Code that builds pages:
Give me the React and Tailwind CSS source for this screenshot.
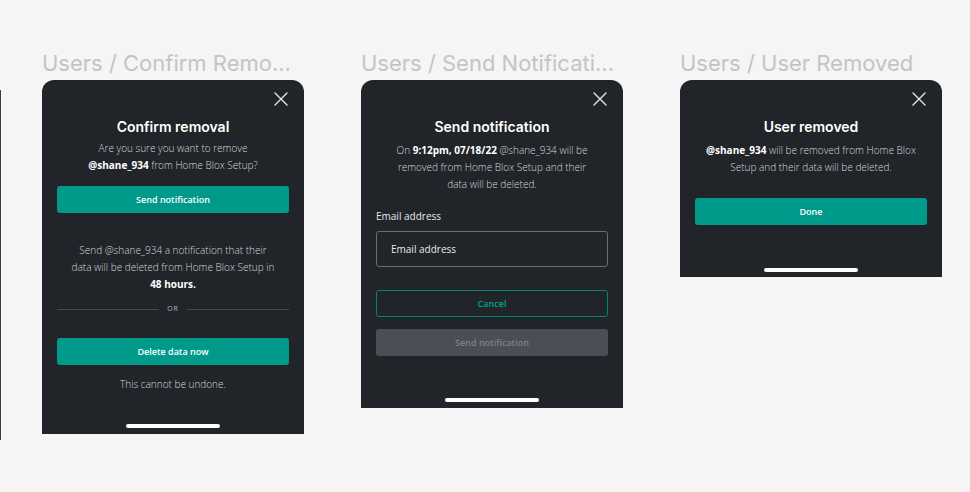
import React from "react";

const teal = "bg-[#009a8b]";

function CloseIcon() {
  return (
    <svg width="14" height="14" viewBox="0 0 14 14" fill="none">
      <path d="M1 1L13 13M13 1L1 13" stroke="#e5e7eb" strokeWidth="1.4" strokeLinecap="round" />
    </svg>
  );
}

function HomeBar() {
  return <div className="mx-auto h-[4px] w-[94px] rounded-full bg-white" />;
}

// frame titles are cut short in the design file itself
function Frame({ label, children }) {
  return (
    <div className="flex w-[262px] flex-col pt-[50px]">
      <div className="mb-[4px] h-[26px] whitespace-nowrap text-[22px] leading-[26px] text-[#c4c4c4]">{label}</div>
      <div className="flex flex-col rounded-t-[12px] bg-[#212429] px-[15px]">
        <div className="flex h-[14px] justify-end pr-[1px] mt-[12px]">
          <CloseIcon />
        </div>
        {children}
      </div>
    </div>
  );
}

function Title({ children }) {
  return (
    <div className="mt-[11px] text-center text-[14px] font-semibold leading-[20px] text-white" style={{ fontFamily: "Inter, sans-serif" }}>
      {children}
    </div>
  );
}

function Body({ className = "", children }) {
  return (
    <p className={"whitespace-nowrap text-center text-[10px] font-light leading-[17px] text-[#d4d6d9] " + className}>{children}</p>
  );
}

function Button({ className = "", children }) {
  return (
    <div className={"flex h-[27px] items-center justify-center rounded-[3px] text-[9px] font-semibold " + className}>{children}</div>
  );
}

export default function App() {
  return (
    <div className="flex h-[492px] w-[970px] items-start overflow-hidden bg-[#f5f5f5]" style={{ fontFamily: "'Open Sans', sans-serif" }}>
      <div className="mt-[90px] h-[350px] w-px bg-[#3a3d43]" />
      <div className="ml-[41px] flex items-start gap-[57px]" style={{ fontFamily: "Inter, sans-serif" }}>
        <Frame label="Users / Confirm Remo...">
          <div style={{ fontFamily: "'Open Sans', sans-serif" }} className="flex flex-col">
            <Title>Confirm removal</Title>
            <Body className="mt-[3px]">
              Are you sure you want to remove
              <br />
              <span className="font-bold text-white">@shane_934</span> from Home Blox Setup?
            </Body>
            <Button className={"mt-[12px] text-white " + teal}>Send notification</Button>
            <Body className="mt-[29px]">
              Send @shane_934 a notification that their
              <br />
              data will be deleted from Home Blox Setup in
              <br />
              <span className="font-bold text-white">48 hours.</span>
            </Body>
            <div className="mt-[11px] flex h-[10px] items-center gap-[8px]">
              <div className="h-px flex-1 bg-[#464a51]" />
              <span className="text-[7px] leading-[10px] tracking-[1px] text-[#b9bcc1]">OR</span>
              <div className="h-px flex-1 bg-[#464a51]" />
            </div>
            <Button className={"mt-[24px] text-white " + teal}>Delete data now</Button>
            <Body className="mt-[11px]">This cannot be undone.</Body>
            <div className="mt-[31px] pb-[6px]">
              <HomeBar />
            </div>
          </div>
        </Frame>

        <Frame label="Users / Send Notificati...">
          <div style={{ fontFamily: "'Open Sans', sans-serif" }} className="flex flex-col">
            <Title>Send notification</Title>
            <Body className="mt-[5px]">
              On <span className="font-bold text-white">9:12pm, 07/18/22</span> @shane_934 will be
              <br />
              removed from Home Blox Setup and their
              <br />
              data will be deleted.
            </Body>
            <div className="mt-[15px] text-[10px] leading-[17px] text-[#e8e9eb]">Email address</div>
            <div className="mt-[6px] flex h-[36px] items-center rounded-[3px] border border-[#6a6e75] px-[14px] text-[10px] text-[#e8e9eb]">
              Email address
            </div>
            <Button className="mt-[23px] border border-[#00857a] text-[#00a595]">Cancel</Button>
            <Button className="mt-[12px] bg-[#4a4f56] text-[#7d8289]">Send notification</Button>
            <div className="mt-[42px] pb-[6px]">
              <HomeBar />
            </div>
          </div>
        </Frame>

        <Frame label="Users / User Removed">
          <div style={{ fontFamily: "'Open Sans', sans-serif" }} className="flex flex-col">
            <Title>User removed</Title>
            <Body className="mt-[5px]">
              <span className="font-bold text-white">@shane_934</span> will be removed from Home Blox
              <br />
              Setup and their data will be deleted.
            </Body>
            <Button className={"mt-[22px] text-white " + teal}>Done</Button>
            <div className="mt-[43px] pb-[5px]">
              <HomeBar />
            </div>
          </div>
        </Frame>
      </div>
    </div>
  );
}
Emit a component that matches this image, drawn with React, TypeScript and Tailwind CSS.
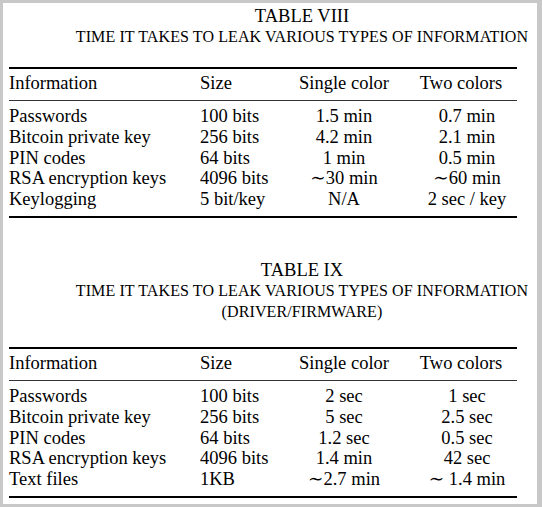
import React from "react";

type Row = [string, string, string, string];

const rows8: Row[] = [
  ["Passwords", "100 bits", "1.5 min", "0.7 min"],
  ["Bitcoin private key", "256 bits", "4.2 min", "2.1 min"],
  ["PIN codes", "64 bits", "1 min", "0.5 min"],
  ["RSA encryption keys", "4096 bits", "\u223C30 min", "\u223C60 min"],
  ["Keylogging", "5 bit/key", "N/A", "2 sec / key"],
];

const rows9: Row[] = [
  ["Passwords", "100 bits", "2 sec", "1 sec"],
  ["Bitcoin private key", "256 bits", "5 sec", "2.5 sec"],
  ["PIN codes", "64 bits", "1.2 sec", "0.5 sec"],
  ["RSA encryption keys", "4096 bits", "1.4 min", "42 sec"],
  ["Text files", "1KB", "\u223C2.7 min", "\u223C 1.4 min"],
];

function DataTable({ rows }: { rows: Row[] }) {
  return (
    <div className="ml-[6px] w-[508px] border-t-2 border-b-2 border-black text-[18.5px]">
      <div className="grid grid-cols-[191px_88px_112px_117px] pt-[4.3px] pb-[5.7px] leading-[21px] border-b border-[#333]">
        <div>Information</div>
        <div>Size</div>
        <div className="text-center">Single color</div>
        <div className="text-center pl-[5px]">Two colors</div>
      </div>
      <div className="pt-[5px] pb-[6px] leading-[20.8px]">
        {rows.map((r) => (
          <div key={r[0]} className="grid grid-cols-[191px_88px_112px_117px]">
            <div className="whitespace-nowrap">{r[0]}</div>
            <div className="whitespace-nowrap">{r[1]}</div>
            <div className="text-center whitespace-nowrap">{r[2]}</div>
            <div className="text-center pl-[17px] whitespace-nowrap">{r[3]}</div>
          </div>
        ))}
      </div>
    </div>
  );
}

export default function App() {
  return (
    <div className="w-[542px] h-[507px] bg-[#c8c8c8] pt-[3px] pl-[3px] pr-[5px] pb-[3px] text-black font-['Liberation_Serif','DejaVu_Serif',serif]">
      <div className="h-full bg-white overflow-hidden">
        <div className="pl-[64px] pt-[2.5px] text-center">
          <div className="text-[18.5px] leading-[20px]">TABLE VIII</div>
          <div className="mt-[1px] text-[16px] leading-[20px] tracking-[0.1px] whitespace-nowrap">
            TIME IT TAKES TO LEAK VARIOUS TYPES OF INFORMATION
          </div>
        </div>
        <div className="mt-[20.5px]">
          <DataTable rows={rows8} />
        </div>
        <div className="pl-[64px] mt-[42px] text-center">
          <div className="text-[18.5px] leading-[20px]">TABLE IX</div>
          <div className="mt-[1.5px] text-[16px] leading-[20px] tracking-[0.1px] whitespace-nowrap">
            TIME IT TAKES TO LEAK VARIOUS TYPES OF INFORMATION
          </div>
          <div className="mt-[0.5px] text-[16px] leading-[20px] tracking-[0.1px]">(DRIVER/FIRMWARE)</div>
        </div>
        <div className="mt-[25px]">
          <DataTable rows={rows9} />
        </div>
      </div>
    </div>
  );
}
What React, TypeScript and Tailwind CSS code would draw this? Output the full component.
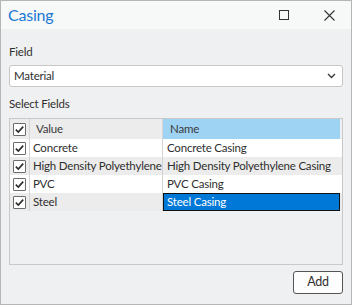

Challenge: Return all of the data exactly as written, and drop the pictures.

Written answer:
Give me the React and Tailwind CSS source for this screenshot.
import React from "react";

const teal = "bg-[#009a8b]";

function CloseIcon() {
  return (
    <svg width="14" height="14" viewBox="0 0 14 14" fill="none">
      <path d="M1 1L13 13M13 1L1 13" stroke="#e5e7eb" strokeWidth="1.4" strokeLinecap="round" />
    </svg>
  );
}

function HomeBar() {
  return <div className="mx-auto h-[4px] w-[94px] rounded-full bg-white" />;
}

// frame titles are cut short in the design file itself
function Frame({ label, children }) {
  return (
    <div className="flex w-[262px] flex-col pt-[50px]">
      <div className="mb-[4px] h-[26px] whitespace-nowrap text-[22px] leading-[26px] text-[#c4c4c4]">{label}</div>
      <div className="flex flex-col rounded-t-[12px] bg-[#212429] px-[15px]">
        <div className="flex h-[14px] justify-end pr-[1px] mt-[12px]">
          <CloseIcon />
        </div>
        {children}
      </div>
    </div>
  );
}

function Title({ children }) {
  return (
    <div className="mt-[11px] text-center text-[14px] font-semibold leading-[20px] text-white" style={{ fontFamily: "Inter, sans-serif" }}>
      {children}
    </div>
  );
}

function Body({ className = "", children }) {
  return (
    <p className={"whitespace-nowrap text-center text-[10px] font-light leading-[17px] text-[#d4d6d9] " + className}>{children}</p>
  );
}

function Button({ className = "", children }) {
  return (
    <div className={"flex h-[27px] items-center justify-center rounded-[3px] text-[9px] font-semibold " + className}>{children}</div>
  );
}

export default function App() {
  return (
    <div className="flex h-[492px] w-[970px] items-start overflow-hidden bg-[#f5f5f5]" style={{ fontFamily: "'Open Sans', sans-serif" }}>
      <div className="mt-[90px] h-[350px] w-px bg-[#3a3d43]" />
      <div className="ml-[41px] flex items-start gap-[57px]" style={{ fontFamily: "Inter, sans-serif" }}>
        <Frame label="Users / Confirm Remo...">
          <div style={{ fontFamily: "'Open Sans', sans-serif" }} className="flex flex-col">
            <Title>Confirm removal</Title>
            <Body className="mt-[3px]">
              Are you sure you want to remove
              <br />
              <span className="font-bold text-white">@shane_934</span> from Home Blox Setup?
            </Body>
            <Button className={"mt-[12px] text-white " + teal}>Send notification</Button>
            <Body className="mt-[29px]">
              Send @shane_934 a notification that their
              <br />
              data will be deleted from Home Blox Setup in
              <br />
              <span className="font-bold text-white">48 hours.</span>
            </Body>
            <div className="mt-[11px] flex h-[10px] items-center gap-[8px]">
              <div className="h-px flex-1 bg-[#464a51]" />
              <span className="text-[7px] leading-[10px] tracking-[1px] text-[#b9bcc1]">OR</span>
              <div className="h-px flex-1 bg-[#464a51]" />
            </div>
            <Button className={"mt-[24px] text-white " + teal}>Delete data now</Button>
            <Body className="mt-[11px]">This cannot be undone.</Body>
            <div className="mt-[31px] pb-[6px]">
              <HomeBar />
            </div>
          </div>
        </Frame>

        <Frame label="Users / Send Notificati...">
          <div style={{ fontFamily: "'Open Sans', sans-serif" }} className="flex flex-col">
            <Title>Send notification</Title>
            <Body className="mt-[5px]">
              On <span className="font-bold text-white">9:12pm, 07/18/22</span> @shane_934 will be
              <br />
              removed from Home Blox Setup and their
              <br />
              data will be deleted.
            </Body>
            <div className="mt-[15px] text-[10px] leading-[17px] text-[#e8e9eb]">Email address</div>
            <div className="mt-[6px] flex h-[36px] items-center rounded-[3px] border border-[#6a6e75] px-[14px] text-[10px] text-[#e8e9eb]">
              Email address
            </div>
            <Button className="mt-[23px] border border-[#00857a] text-[#00a595]">Cancel</Button>
            <Button className="mt-[12px] bg-[#4a4f56] text-[#7d8289]">Send notification</Button>
            <div className="mt-[42px] pb-[6px]">
              <HomeBar />
            </div>
          </div>
        </Frame>

        <Frame label="Users / User Removed">
          <div style={{ fontFamily: "'Open Sans', sans-serif" }} className="flex flex-col">
            <Title>User removed</Title>
            <Body className="mt-[5px]">
              <span className="font-bold text-white">@shane_934</span> will be removed from Home Blox
              <br />
              Setup and their data will be deleted.
            </Body>
            <Button className={"mt-[22px] text-white " + teal}>Done</Button>
            <div className="mt-[43px] pb-[5px]">
              <HomeBar />
            </div>
          </div>
        </Frame>
      </div>
    </div>
  );
}
Emit a component that matches this image, drawn with React, TypeScript and Tailwind CSS.
import React from "react";

type Row = [string, string, string, string];

const rows8: Row[] = [
  ["Passwords", "100 bits", "1.5 min", "0.7 min"],
  ["Bitcoin private key", "256 bits", "4.2 min", "2.1 min"],
  ["PIN codes", "64 bits", "1 min", "0.5 min"],
  ["RSA encryption keys", "4096 bits", "\u223C30 min", "\u223C60 min"],
  ["Keylogging", "5 bit/key", "N/A", "2 sec / key"],
];

const rows9: Row[] = [
  ["Passwords", "100 bits", "2 sec", "1 sec"],
  ["Bitcoin private key", "256 bits", "5 sec", "2.5 sec"],
  ["PIN codes", "64 bits", "1.2 sec", "0.5 sec"],
  ["RSA encryption keys", "4096 bits", "1.4 min", "42 sec"],
  ["Text files", "1KB", "\u223C2.7 min", "\u223C 1.4 min"],
];

function DataTable({ rows }: { rows: Row[] }) {
  return (
    <div className="ml-[6px] w-[508px] border-t-2 border-b-2 border-black text-[18.5px]">
      <div className="grid grid-cols-[191px_88px_112px_117px] pt-[4.3px] pb-[5.7px] leading-[21px] border-b border-[#333]">
        <div>Information</div>
        <div>Size</div>
        <div className="text-center">Single color</div>
        <div className="text-center pl-[5px]">Two colors</div>
      </div>
      <div className="pt-[5px] pb-[6px] leading-[20.8px]">
        {rows.map((r) => (
          <div key={r[0]} className="grid grid-cols-[191px_88px_112px_117px]">
            <div className="whitespace-nowrap">{r[0]}</div>
            <div className="whitespace-nowrap">{r[1]}</div>
            <div className="text-center whitespace-nowrap">{r[2]}</div>
            <div className="text-center pl-[17px] whitespace-nowrap">{r[3]}</div>
          </div>
        ))}
      </div>
    </div>
  );
}

export default function App() {
  return (
    <div className="w-[542px] h-[507px] bg-[#c8c8c8] pt-[3px] pl-[3px] pr-[5px] pb-[3px] text-black font-['Liberation_Serif','DejaVu_Serif',serif]">
      <div className="h-full bg-white overflow-hidden">
        <div className="pl-[64px] pt-[2.5px] text-center">
          <div className="text-[18.5px] leading-[20px]">TABLE VIII</div>
          <div className="mt-[1px] text-[16px] leading-[20px] tracking-[0.1px] whitespace-nowrap">
            TIME IT TAKES TO LEAK VARIOUS TYPES OF INFORMATION
          </div>
        </div>
        <div className="mt-[20.5px]">
          <DataTable rows={rows8} />
        </div>
        <div className="pl-[64px] mt-[42px] text-center">
          <div className="text-[18.5px] leading-[20px]">TABLE IX</div>
          <div className="mt-[1.5px] text-[16px] leading-[20px] tracking-[0.1px] whitespace-nowrap">
            TIME IT TAKES TO LEAK VARIOUS TYPES OF INFORMATION
          </div>
          <div className="mt-[0.5px] text-[16px] leading-[20px] tracking-[0.1px]">(DRIVER/FIRMWARE)</div>
        </div>
        <div className="mt-[25px]">
          <DataTable rows={rows9} />
        </div>
      </div>
    </div>
  );
}
What React, TypeScript and Tailwind CSS code would draw this? Output the full component.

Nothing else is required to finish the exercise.